--- begin DATA SECTION ---

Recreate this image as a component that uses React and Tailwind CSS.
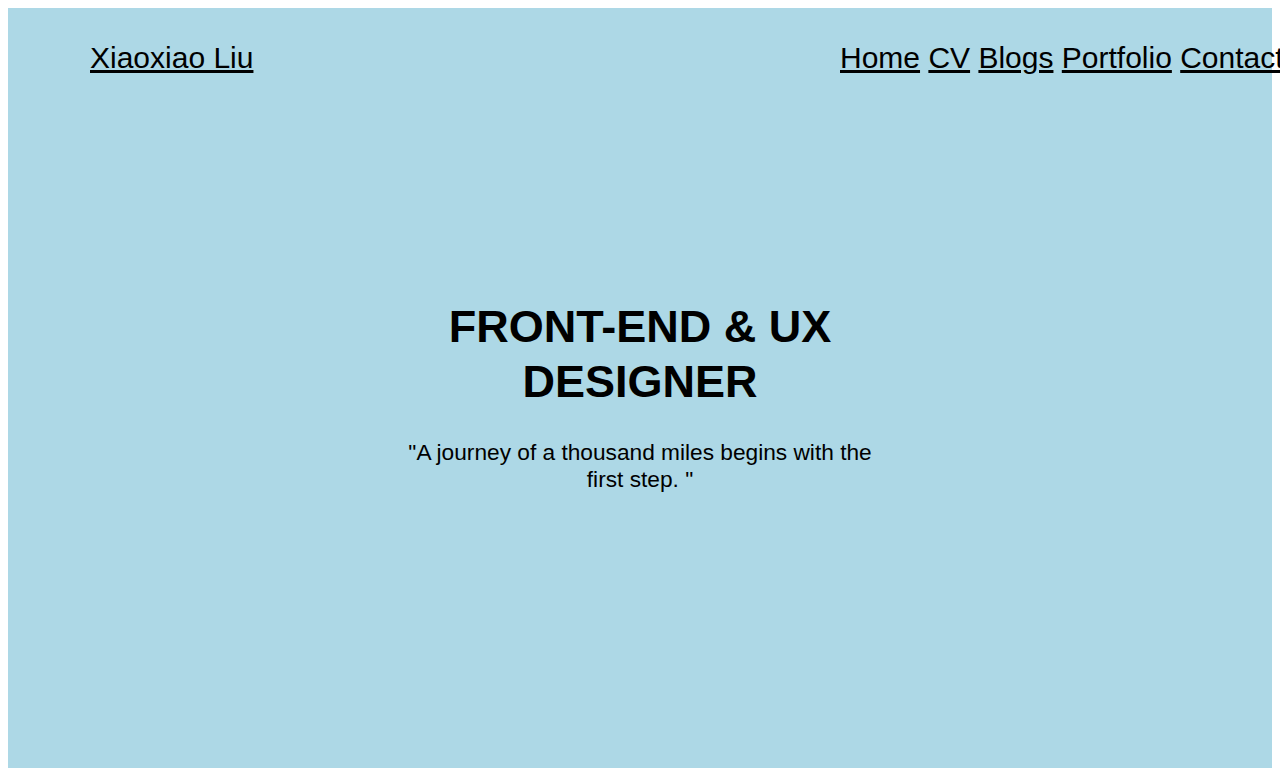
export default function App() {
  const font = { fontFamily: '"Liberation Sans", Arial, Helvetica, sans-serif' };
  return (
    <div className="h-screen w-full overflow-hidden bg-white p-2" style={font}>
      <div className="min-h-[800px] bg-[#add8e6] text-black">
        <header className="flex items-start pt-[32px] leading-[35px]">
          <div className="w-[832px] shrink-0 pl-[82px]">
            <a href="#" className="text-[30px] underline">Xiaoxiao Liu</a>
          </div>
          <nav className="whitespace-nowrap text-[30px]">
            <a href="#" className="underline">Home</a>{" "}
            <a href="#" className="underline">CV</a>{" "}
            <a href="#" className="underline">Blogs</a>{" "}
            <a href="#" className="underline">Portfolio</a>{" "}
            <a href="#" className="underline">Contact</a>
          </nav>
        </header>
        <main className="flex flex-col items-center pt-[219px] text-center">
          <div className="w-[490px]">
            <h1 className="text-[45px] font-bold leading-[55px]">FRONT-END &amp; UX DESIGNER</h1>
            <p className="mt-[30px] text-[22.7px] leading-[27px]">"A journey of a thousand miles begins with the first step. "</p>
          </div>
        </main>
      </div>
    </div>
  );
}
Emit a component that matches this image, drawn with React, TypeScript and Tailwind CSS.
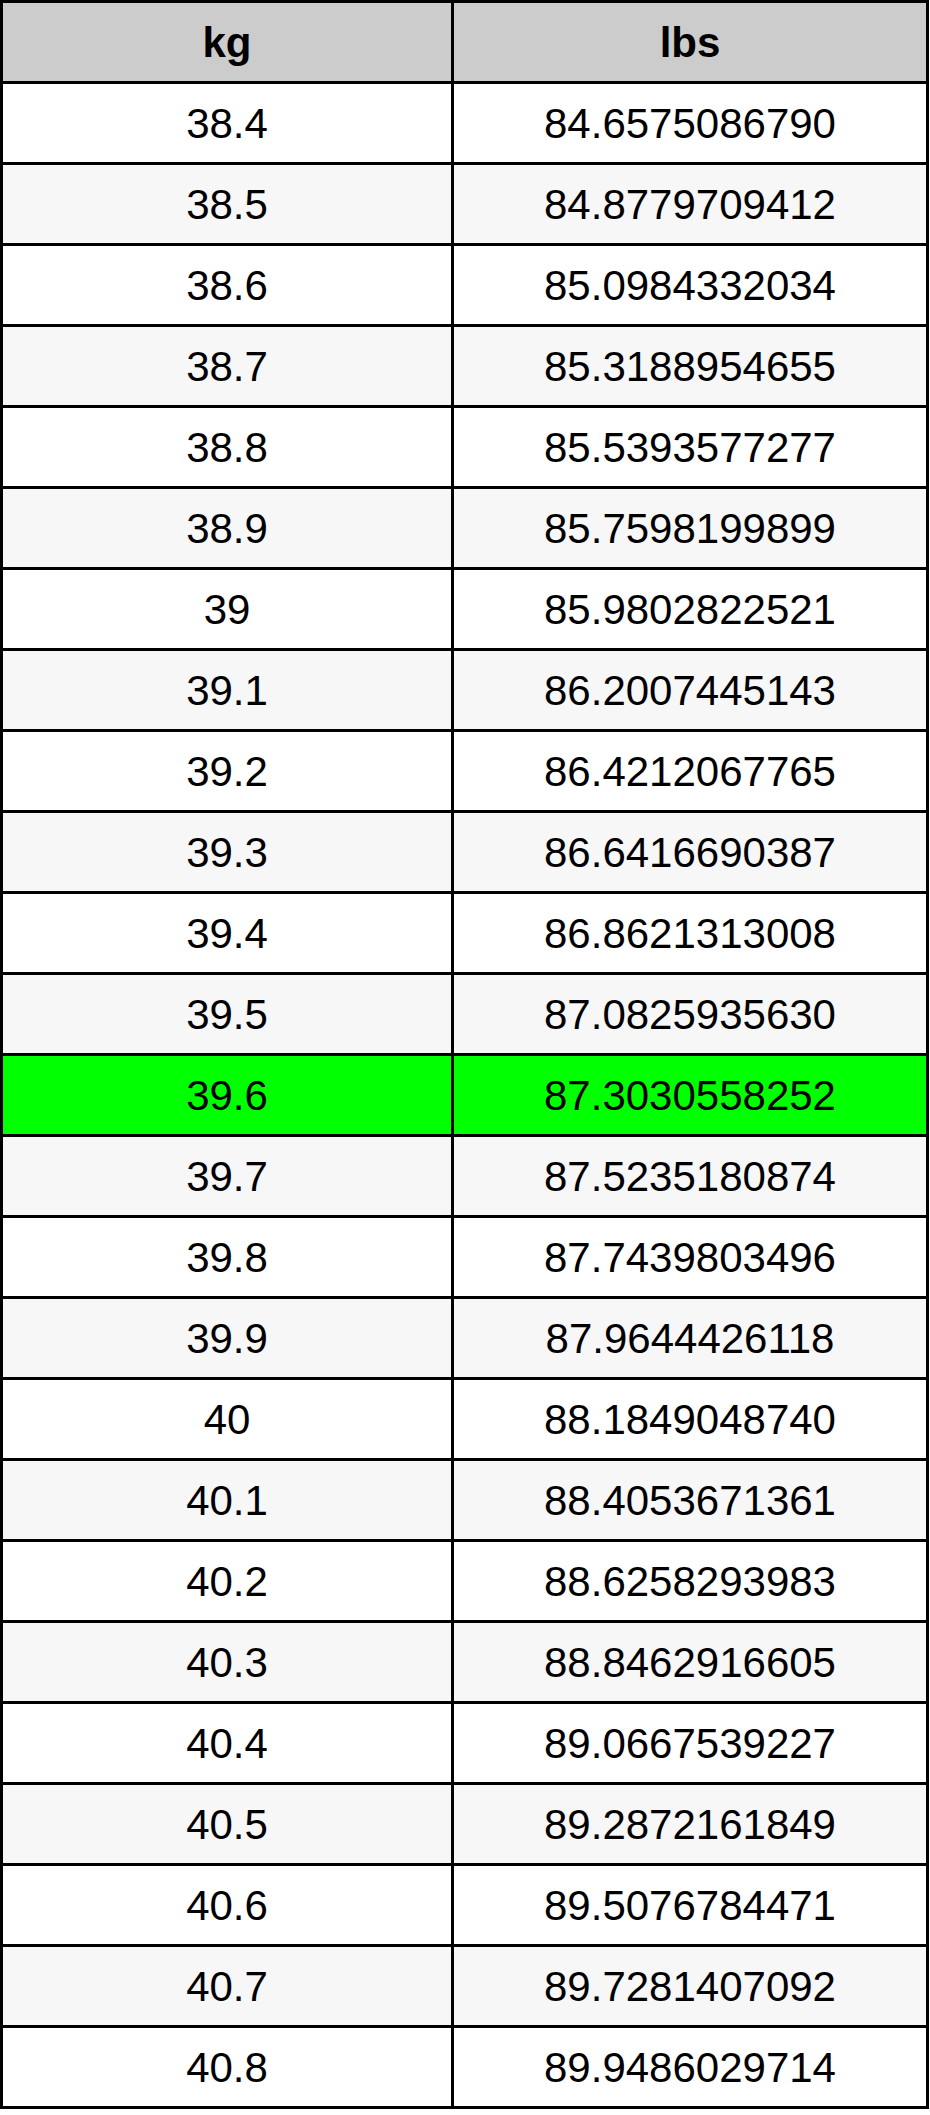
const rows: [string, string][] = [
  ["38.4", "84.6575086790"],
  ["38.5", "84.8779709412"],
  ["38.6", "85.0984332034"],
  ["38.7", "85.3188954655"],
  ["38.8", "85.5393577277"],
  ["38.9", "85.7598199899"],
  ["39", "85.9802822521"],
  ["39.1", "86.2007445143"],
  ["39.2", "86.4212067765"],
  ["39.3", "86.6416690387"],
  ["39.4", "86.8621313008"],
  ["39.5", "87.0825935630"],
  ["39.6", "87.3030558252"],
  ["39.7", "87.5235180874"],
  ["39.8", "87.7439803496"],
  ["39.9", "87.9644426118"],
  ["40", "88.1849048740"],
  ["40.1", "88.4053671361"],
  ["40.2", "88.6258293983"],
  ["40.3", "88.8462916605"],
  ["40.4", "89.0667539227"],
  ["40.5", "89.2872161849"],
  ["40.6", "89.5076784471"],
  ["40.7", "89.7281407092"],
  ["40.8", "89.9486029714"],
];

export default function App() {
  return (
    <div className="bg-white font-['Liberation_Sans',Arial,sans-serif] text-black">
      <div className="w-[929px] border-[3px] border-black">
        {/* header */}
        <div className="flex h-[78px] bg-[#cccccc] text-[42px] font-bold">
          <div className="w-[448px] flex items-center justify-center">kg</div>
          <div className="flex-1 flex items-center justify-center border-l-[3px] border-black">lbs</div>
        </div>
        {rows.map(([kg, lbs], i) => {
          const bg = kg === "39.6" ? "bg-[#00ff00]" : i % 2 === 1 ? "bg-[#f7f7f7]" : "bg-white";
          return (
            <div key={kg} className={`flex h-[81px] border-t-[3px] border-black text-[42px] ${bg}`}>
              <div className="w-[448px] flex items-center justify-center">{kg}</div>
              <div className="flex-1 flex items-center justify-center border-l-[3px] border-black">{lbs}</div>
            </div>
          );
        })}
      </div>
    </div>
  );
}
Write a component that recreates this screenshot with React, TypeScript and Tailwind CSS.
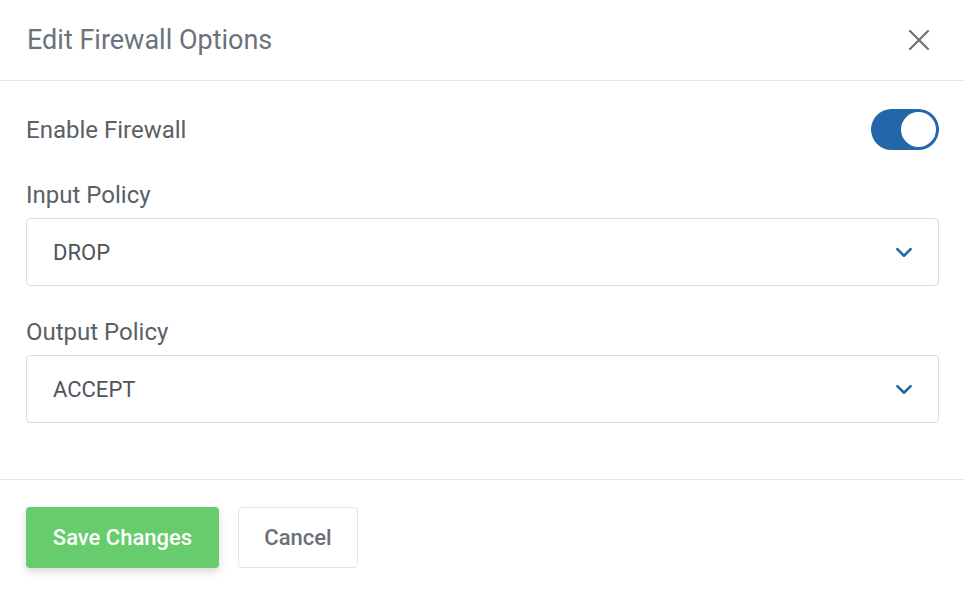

--- end DATA SECTION ---

Restate the data above word for word. Do not include the images.

» **SOLUTION TO THIS TASK**
Recreate this image as a component that uses React and Tailwind CSS.
export default function App() {
  const font = { fontFamily: '"Liberation Sans", Arial, Helvetica, sans-serif' };
  return (
    <div className="h-screen w-full overflow-hidden bg-white p-2" style={font}>
      <div className="min-h-[800px] bg-[#add8e6] text-black">
        <header className="flex items-start pt-[32px] leading-[35px]">
          <div className="w-[832px] shrink-0 pl-[82px]">
            <a href="#" className="text-[30px] underline">Xiaoxiao Liu</a>
          </div>
          <nav className="whitespace-nowrap text-[30px]">
            <a href="#" className="underline">Home</a>{" "}
            <a href="#" className="underline">CV</a>{" "}
            <a href="#" className="underline">Blogs</a>{" "}
            <a href="#" className="underline">Portfolio</a>{" "}
            <a href="#" className="underline">Contact</a>
          </nav>
        </header>
        <main className="flex flex-col items-center pt-[219px] text-center">
          <div className="w-[490px]">
            <h1 className="text-[45px] font-bold leading-[55px]">FRONT-END &amp; UX DESIGNER</h1>
            <p className="mt-[30px] text-[22.7px] leading-[27px]">"A journey of a thousand miles begins with the first step. "</p>
          </div>
        </main>
      </div>
    </div>
  );
}
Emit a component that matches this image, drawn with React, TypeScript and Tailwind CSS.
const rows: [string, string][] = [
  ["38.4", "84.6575086790"],
  ["38.5", "84.8779709412"],
  ["38.6", "85.0984332034"],
  ["38.7", "85.3188954655"],
  ["38.8", "85.5393577277"],
  ["38.9", "85.7598199899"],
  ["39", "85.9802822521"],
  ["39.1", "86.2007445143"],
  ["39.2", "86.4212067765"],
  ["39.3", "86.6416690387"],
  ["39.4", "86.8621313008"],
  ["39.5", "87.0825935630"],
  ["39.6", "87.3030558252"],
  ["39.7", "87.5235180874"],
  ["39.8", "87.7439803496"],
  ["39.9", "87.9644426118"],
  ["40", "88.1849048740"],
  ["40.1", "88.4053671361"],
  ["40.2", "88.6258293983"],
  ["40.3", "88.8462916605"],
  ["40.4", "89.0667539227"],
  ["40.5", "89.2872161849"],
  ["40.6", "89.5076784471"],
  ["40.7", "89.7281407092"],
  ["40.8", "89.9486029714"],
];

export default function App() {
  return (
    <div className="bg-white font-['Liberation_Sans',Arial,sans-serif] text-black">
      <div className="w-[929px] border-[3px] border-black">
        {/* header */}
        <div className="flex h-[78px] bg-[#cccccc] text-[42px] font-bold">
          <div className="w-[448px] flex items-center justify-center">kg</div>
          <div className="flex-1 flex items-center justify-center border-l-[3px] border-black">lbs</div>
        </div>
        {rows.map(([kg, lbs], i) => {
          const bg = kg === "39.6" ? "bg-[#00ff00]" : i % 2 === 1 ? "bg-[#f7f7f7]" : "bg-white";
          return (
            <div key={kg} className={`flex h-[81px] border-t-[3px] border-black text-[42px] ${bg}`}>
              <div className="w-[448px] flex items-center justify-center">{kg}</div>
              <div className="flex-1 flex items-center justify-center border-l-[3px] border-black">{lbs}</div>
            </div>
          );
        })}
      </div>
    </div>
  );
}
Write a component that recreates this screenshot with React, TypeScript and Tailwind CSS.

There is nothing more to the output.